**GIVEN MATERIAL:**
----------------------------------------

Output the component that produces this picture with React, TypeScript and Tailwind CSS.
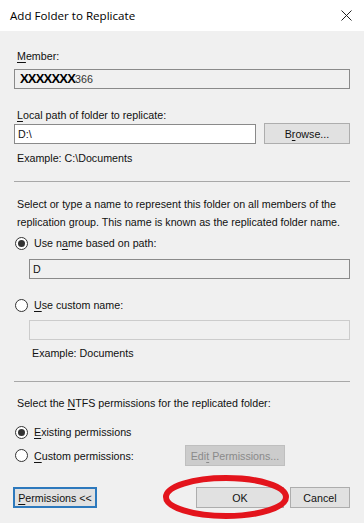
import React from "react";

function U({ children }: { children: React.ReactNode }) {
  return <span className="underline underline-offset-2">{children}</span>;
}

function Radio({ checked }: { checked?: boolean }) {
  return (
    <span className="w-[13px] h-[13px] rounded-full border border-[#333] bg-white flex items-center justify-center shrink-0">
      {checked && <span className="w-[7px] h-[7px] rounded-full bg-[#333]" />}
    </span>
  );
}

function Button({
  children,
  className = "",
}: {
  children: React.ReactNode;
  className?: string;
}) {
  return (
    <div
      className={
        "h-[21px] flex items-center justify-center border border-[#adadad] bg-[#e1e1e1] text-[#111] " +
        className
      }
    >
      {children}
    </div>
  );
}

export default function App() {
  return (
    <div
      className="relative w-[364px] h-[523px] bg-[#f0f0f0] overflow-hidden text-[10.7px] leading-[14px] text-[#111]"
      style={{ fontFamily: '"Liberation Sans", Arial, sans-serif' }}
    >
      {/* title bar */}
      <div className="h-[31px] bg-white flex items-center justify-between pl-[10px] pr-[12px]">
        <span
          className="text-[11.6px] text-black"
          style={{ fontFamily: '"Open Sans", "Liberation Sans", sans-serif' }}
        >
          Add Folder to Replicate
        </span>
        <svg width="11" height="11" viewBox="0 0 11 11" className="text-[#222]">
          <path d="M0.5 0.5 L10.5 10.5 M10.5 0.5 L0.5 10.5" stroke="currentColor" strokeWidth="1" />
        </svg>
      </div>

      <div className="px-[14px] flex flex-col">
        <div className="mt-[18px] pl-[3px]">
          <U>M</U>ember:
        </div>
        <div className="mt-[6px] h-[20px] border border-[#8a8a8a] bg-[#f0f0f0] flex items-center pl-[5px]">
          <span className="font-bold text-[13px] tracking-[-0.8px] text-black">XXXXXXX</span>
          <span className="text-[#333]">366</span>
        </div>

        <div className="mt-[19px] pl-[3px]">
          <U>L</U>ocal path of folder to replicate:
        </div>
        <div className="mt-[1px] flex items-center gap-[8px] h-[21px]">
          <div className="w-[242px] h-[20px] border border-[#8a8a8a] bg-white flex items-center pl-[3px]">
            D:\
          </div>
          <Button className="flex-1">
            B<U>r</U>owse...
          </Button>
        </div>
        <div className="mt-[7px] pl-[3px]">Example: C:\Documents</div>

        <div className="mt-[16px] border-t border-[#a8a8a8]" />

        <div className="mt-[13px] pl-[3px] leading-[18px]">
          Select or type a name to represent this folder on all members of the
          replication group. This name is known as the replicated folder name.
        </div>

        <div className="mt-[4px] h-[16px] flex items-center gap-[6px] pl-[1px]">
          <Radio checked />
          <span>
            Use n<U>a</U>me based on path:
          </span>
        </div>
        <div className="mt-[8px] ml-[15px] h-[20px] border border-[#8a8a8a] bg-[#f0f0f0] flex items-center pl-[3px]">
          D
        </div>

        <div className="mt-[18px] h-[16px] flex items-center gap-[6px] pl-[1px]">
          <Radio />
          <span>
            <U>U</U>se custom name:
          </span>
        </div>
        <div className="mt-[7px] ml-[15px] h-[20px] border border-[#cccccc] bg-[#f0f0f0]" />
        <div className="mt-[6px] pl-[18px]">Example: Documents</div>

        <div className="mt-[21px] border-t border-[#a8a8a8]" />

        <div className="mt-[14px] pl-[3px]">
          Select the <U>N</U>TFS permissions for the replicated folder:
        </div>

        <div className="mt-[14px] h-[16px] flex items-center gap-[6px] pl-[1px]">
          <Radio checked />
          <span>
            <U>E</U>xisting permissions
          </span>
        </div>
        <div className="mt-[5px] h-[21px] flex items-center pl-[1px]">
          <div className="flex items-center gap-[6px] w-[170px]">
            <Radio />
            <span>
              <U>C</U>ustom permissions:
            </span>
          </div>
          <div className="w-[100px] h-[21px] border border-[#bfbfbf] bg-[#cccccc] text-[#8a8a8a] flex items-center justify-center">
            Edi<U>t</U>&nbsp;Permissions...
          </div>
        </div>

        <div className="mt-[21px] flex items-center h-[21px]">
          <div className="w-[84px] h-[21px] border-2 border-[#2d79bd] bg-[#e1e1e1] flex items-center justify-center ml-[-1px]">
            <U>P</U>ermissions &lt;&lt;
          </div>
          <div className="flex-1" />
          <Button className="w-[88px]">OK</Button>
          <Button className="w-[60px] ml-[6px]">Cancel</Button>
        </div>
      </div>

      {/* red annotation ellipse */}
      <svg
        className="absolute left-[162px] top-[473px] pointer-events-none"
        width="130"
        height="50"
        viewBox="0 0 130 50"
      >
        <ellipse cx="64" cy="24" rx="60" ry="19" fill="none" stroke="#e3141c" strokeWidth="6" />
      </svg>
    </div>
  );
}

----------------------------------------

**INSTRUCTION:** Reproduce each line word for word and drop the pictures.

**SOLUTION FOR THIS EXERCISE:**
Output the component that produces this picture with React, TypeScript and Tailwind CSS.
import React from "react";

function U({ children }: { children: React.ReactNode }) {
  return <span className="underline underline-offset-2">{children}</span>;
}

function Radio({ checked }: { checked?: boolean }) {
  return (
    <span className="w-[13px] h-[13px] rounded-full border border-[#333] bg-white flex items-center justify-center shrink-0">
      {checked && <span className="w-[7px] h-[7px] rounded-full bg-[#333]" />}
    </span>
  );
}

function Button({
  children,
  className = "",
}: {
  children: React.ReactNode;
  className?: string;
}) {
  return (
    <div
      className={
        "h-[21px] flex items-center justify-center border border-[#adadad] bg-[#e1e1e1] text-[#111] " +
        className
      }
    >
      {children}
    </div>
  );
}

export default function App() {
  return (
    <div
      className="relative w-[364px] h-[523px] bg-[#f0f0f0] overflow-hidden text-[10.7px] leading-[14px] text-[#111]"
      style={{ fontFamily: '"Liberation Sans", Arial, sans-serif' }}
    >
      {/* title bar */}
      <div className="h-[31px] bg-white flex items-center justify-between pl-[10px] pr-[12px]">
        <span
          className="text-[11.6px] text-black"
          style={{ fontFamily: '"Open Sans", "Liberation Sans", sans-serif' }}
        >
          Add Folder to Replicate
        </span>
        <svg width="11" height="11" viewBox="0 0 11 11" className="text-[#222]">
          <path d="M0.5 0.5 L10.5 10.5 M10.5 0.5 L0.5 10.5" stroke="currentColor" strokeWidth="1" />
        </svg>
      </div>

      <div className="px-[14px] flex flex-col">
        <div className="mt-[18px] pl-[3px]">
          <U>M</U>ember:
        </div>
        <div className="mt-[6px] h-[20px] border border-[#8a8a8a] bg-[#f0f0f0] flex items-center pl-[5px]">
          <span className="font-bold text-[13px] tracking-[-0.8px] text-black">XXXXXXX</span>
          <span className="text-[#333]">366</span>
        </div>

        <div className="mt-[19px] pl-[3px]">
          <U>L</U>ocal path of folder to replicate:
        </div>
        <div className="mt-[1px] flex items-center gap-[8px] h-[21px]">
          <div className="w-[242px] h-[20px] border border-[#8a8a8a] bg-white flex items-center pl-[3px]">
            D:\
          </div>
          <Button className="flex-1">
            B<U>r</U>owse...
          </Button>
        </div>
        <div className="mt-[7px] pl-[3px]">Example: C:\Documents</div>

        <div className="mt-[16px] border-t border-[#a8a8a8]" />

        <div className="mt-[13px] pl-[3px] leading-[18px]">
          Select or type a name to represent this folder on all members of the
          replication group. This name is known as the replicated folder name.
        </div>

        <div className="mt-[4px] h-[16px] flex items-center gap-[6px] pl-[1px]">
          <Radio checked />
          <span>
            Use n<U>a</U>me based on path:
          </span>
        </div>
        <div className="mt-[8px] ml-[15px] h-[20px] border border-[#8a8a8a] bg-[#f0f0f0] flex items-center pl-[3px]">
          D
        </div>

        <div className="mt-[18px] h-[16px] flex items-center gap-[6px] pl-[1px]">
          <Radio />
          <span>
            <U>U</U>se custom name:
          </span>
        </div>
        <div className="mt-[7px] ml-[15px] h-[20px] border border-[#cccccc] bg-[#f0f0f0]" />
        <div className="mt-[6px] pl-[18px]">Example: Documents</div>

        <div className="mt-[21px] border-t border-[#a8a8a8]" />

        <div className="mt-[14px] pl-[3px]">
          Select the <U>N</U>TFS permissions for the replicated folder:
        </div>

        <div className="mt-[14px] h-[16px] flex items-center gap-[6px] pl-[1px]">
          <Radio checked />
          <span>
            <U>E</U>xisting permissions
          </span>
        </div>
        <div className="mt-[5px] h-[21px] flex items-center pl-[1px]">
          <div className="flex items-center gap-[6px] w-[170px]">
            <Radio />
            <span>
              <U>C</U>ustom permissions:
            </span>
          </div>
          <div className="w-[100px] h-[21px] border border-[#bfbfbf] bg-[#cccccc] text-[#8a8a8a] flex items-center justify-center">
            Edi<U>t</U>&nbsp;Permissions...
          </div>
        </div>

        <div className="mt-[21px] flex items-center h-[21px]">
          <div className="w-[84px] h-[21px] border-2 border-[#2d79bd] bg-[#e1e1e1] flex items-center justify-center ml-[-1px]">
            <U>P</U>ermissions &lt;&lt;
          </div>
          <div className="flex-1" />
          <Button className="w-[88px]">OK</Button>
          <Button className="w-[60px] ml-[6px]">Cancel</Button>
        </div>
      </div>

      {/* red annotation ellipse */}
      <svg
        className="absolute left-[162px] top-[473px] pointer-events-none"
        width="130"
        height="50"
        viewBox="0 0 130 50"
      >
        <ellipse cx="64" cy="24" rx="60" ry="19" fill="none" stroke="#e3141c" strokeWidth="6" />
      </svg>
    </div>
  );
}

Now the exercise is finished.